Poor Catherine probably needed a regular intake of tea to steady her nerves due to Charles’ very public thirst for his voluptuous mistresses.

It was the railways which brought tea to the masses. In 1837, for example, Joseph and Edward Tetley, of Bradford, were able to add tea to the salt they sold on their rounds from their packhorse, – Tetley still plays on its Yorkshire roots, but is owned by the Indian steel company, Tata.

In 1869 in Manchester, Arthur Brooke opened his first tea shop in Manchester, promising to bring the best tea to his customers – that was his bond, which became his brand. In the 1930s, Brooke Bond introduced a new blend of tea which it claimed aided digestion. It called it Pre-Gest-Tee to encourage people to drink it before a meal, but after the Second World War, the scientifically dubious claim was withdrawn, and PGT was renamed to reflect that it made only from the tastiest tops of the leaves.

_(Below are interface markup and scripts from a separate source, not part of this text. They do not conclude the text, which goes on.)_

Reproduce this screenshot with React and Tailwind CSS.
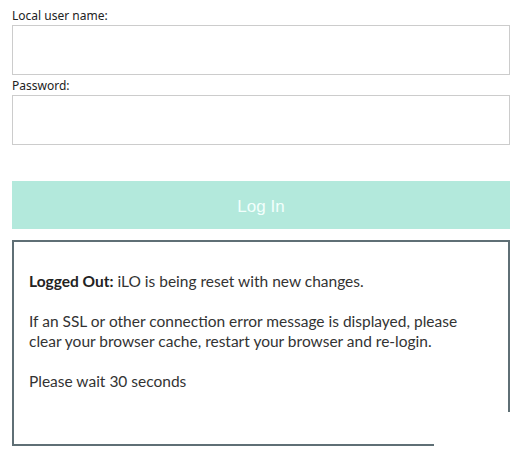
import React from 'react';

const App = () => {
  return (
    <div className="w-[522px] h-[453px] bg-white px-3 pt-[8px] overflow-hidden">
      <label className="block text-[12px] leading-[16px] mb-[1px] text-[#222] font-['Noto_Sans',sans-serif]">
        Local user name:
      </label>
      <input
        type="text"
        className="block w-full h-[50px] border border-[#cccccc] bg-white outline-none"
      />
      <label className="block text-[12px] leading-[16px] mt-[3px] mb-[1px] text-[#222] font-['Noto_Sans',sans-serif]">
        Password:
      </label>
      <input
        type="password"
        className="block w-full h-[50px] border border-[#cccccc] bg-white outline-none"
      />

      <button className="mt-9 w-full h-12 pt-[3px] bg-[#b3e9dc] text-[#f2fffc] text-[17px] font-['Liberation_Sans',Arial,sans-serif]">
        Log In
      </button>

      <div className="relative mt-[11px] h-[206px] border-2 border-[#5f6f75] pl-[15px] pr-[40px] pt-[29px] text-[15.5px] leading-5 text-[#333] font-['Lato',sans-serif]">
        <p>
          <span className="font-bold text-[#222]">Logged Out:</span> iLO is being reset with new changes.
        </p>
        <p className="mt-5">
          If an SSL or other connection error message is displayed, please clear your browser cache, restart your browser and re-login.
        </p>
        <p className="mt-5">Please wait 30 seconds</p>
        <div className="absolute -right-[2px] -bottom-[2px] w-[76px] h-[34px] bg-white" />
      </div>
    </div>
  );
};

export default App;
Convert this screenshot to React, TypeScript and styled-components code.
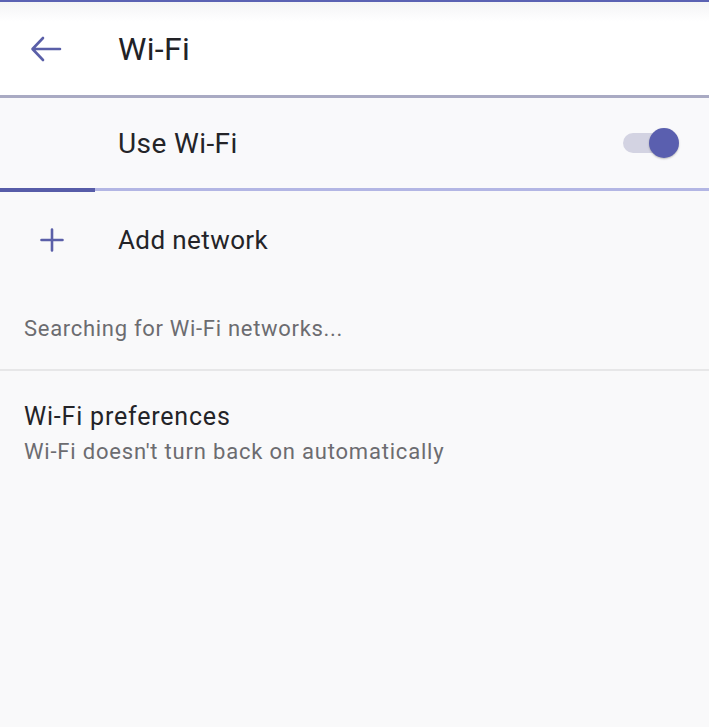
import React from 'react'
import styled, { createGlobalStyle } from 'styled-components'

const GlobalStyle = createGlobalStyle`
  html, body {
    margin: 0;
    padding: 0;
    background: #f9f9fa;
  }

  body {
    font-family: Roboto, "Noto Sans", "Liberation Sans", sans-serif;
    -webkit-font-smoothing: antialiased;
  }
`

const Screen = styled.div`
  width: 709px;
  min-height: 727px;
  background: #f9f9fa;
  border-top: 2px solid #5b62b3;
  box-sizing: border-box;
`

const Header = styled.header`
  height: 96px;
  display: flex;
  align-items: center;
  background: linear-gradient(#f4f4f5 0px, #ffffff 20px);
  border-bottom: 3px solid #a9aac3;
  box-sizing: border-box;
  padding-top: 1px;
`

const IconSlot = styled.div<{ $left: number }>`
  width: 118px;
  flex-shrink: 0;
  display: flex;
  align-items: center;
  padding-left: ${({ $left }) => $left}px;
  box-sizing: border-box;
`

const Title = styled.h1`
  margin: 0;
  font-size: 32px;
  font-weight: 400;
  color: #222226;
  letter-spacing: 0.3px;
`

const ToggleRow = styled.div`
  height: 93px;
  display: flex;
  align-items: center;
  background: #f9f9fb;
  padding-right: 30px;
  position: relative;
  border-bottom: 3px solid #b3b6e4;
  box-sizing: border-box;
`

const Progress = styled.div`
  position: absolute;
  left: 0;
  bottom: -4px;
  width: 95px;
  height: 4px;
  background: #575ca8;
`

const RowLabel = styled.span<{ $size: number }>`
  flex: 1;
  font-size: ${({ $size }) => $size}px;
  letter-spacing: 0.4px;
  color: #242428;
`

const Switch = styled.div`
  position: relative;
  width: 56px;
  height: 30px;
  display: flex;
  align-items: center;
`

const Track = styled.div`
  width: 46px;
  height: 20px;
  border-radius: 10px;
  background: #d3d3e2;
`

const Thumb = styled.div`
  position: absolute;
  right: 0;
  top: 0;
  width: 30px;
  height: 30px;
  border-radius: 50%;
  background: #5a5faf;
  box-shadow: 0 1px 2px rgba(0, 0, 0, 0.25);
`

const ActionRow = styled.div`
  height: 97px;
  display: flex;
  align-items: center;
`

const Status = styled.div`
  padding: 0 24px;
  height: 81px;
  display: flex;
  align-items: center;
  font-size: 22px;
  letter-spacing: 0.7px;
  color: #6c6c70;
  border-bottom: 2px solid #e7e7e8;
`

const Pref = styled.div`
  padding: 31px 24px 0;
  display: flex;
  flex-direction: column;
  gap: 8px;
`

const PrefTitle = styled.div`
  font-size: 25px;
  letter-spacing: 0.8px;
  color: #242428;
`

const PrefSub = styled.div`
  font-size: 22px;
  letter-spacing: 0.8px;
  color: #6c6c70;
`

export default function App() {
  return (
    <Screen>
      <GlobalStyle />
      <Header>
        <IconSlot $left={30}>
          <svg width="32" height="26" viewBox="0 0 32 26" fill="none">
            <path d="M30 13H3M13 2L2.5 13L13 24" stroke="#5a5fa8" strokeWidth="2.6" strokeLinecap="round" strokeLinejoin="round" />
          </svg>
        </IconSlot>
        <Title>Wi-Fi</Title>
      </Header>
      <ToggleRow>
        <IconSlot $left={0} />
        <RowLabel $size={28}>Use Wi-Fi</RowLabel>
        <Switch>
          <Track />
          <Thumb />
        </Switch>
        <Progress />
      </ToggleRow>
      <ActionRow>
        <IconSlot $left={40}>
          <svg width="24" height="24" viewBox="0 0 24 24" fill="none">
            <path d="M12 1.5V22.5M1.5 12H22.5" stroke="#5a5fa8" strokeWidth="2.6" strokeLinecap="round" />
          </svg>
        </IconSlot>
        <RowLabel $size={26}>Add network</RowLabel>
      </ActionRow>
      <Status>Searching for Wi-Fi networks...</Status>
      <Pref>
        <PrefTitle>Wi-Fi preferences</PrefTitle>
        <PrefSub>Wi-Fi doesn't turn back on automatically</PrefSub>
      </Pref>
    </Screen>
  )
}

PG Tips still leads the way, but Yorkshire Tea – started when Charles Edward Taylor in 1886 when he opened tea kiosks in Harrogate and Ilkley – is now in second, having overtaken Tetley and Ty-phoo (a brand started in 1903 taking its name from the Chinese word for doctor). The current Yorkshire blend – a mixture of tea from Assam, Sir Lanka and Kenya – was launched in 1977 as a “Yorkshire blend for Yorkshire people” best suited for Yorkshire water.

But the black tea market is in decline – it has fallen a fifth since 2012. Coffee is trendier, and novelty flavoured teas are taking over (Twinings, named after the man who opened Britain’s first tea room in The Strand in London in 1706, specialises in such things and is pushing Yorkshire for the second spot).

Yorkshire’s success, though, is a rejection of such silly fancies. It is a dependably British tea – a proper tea.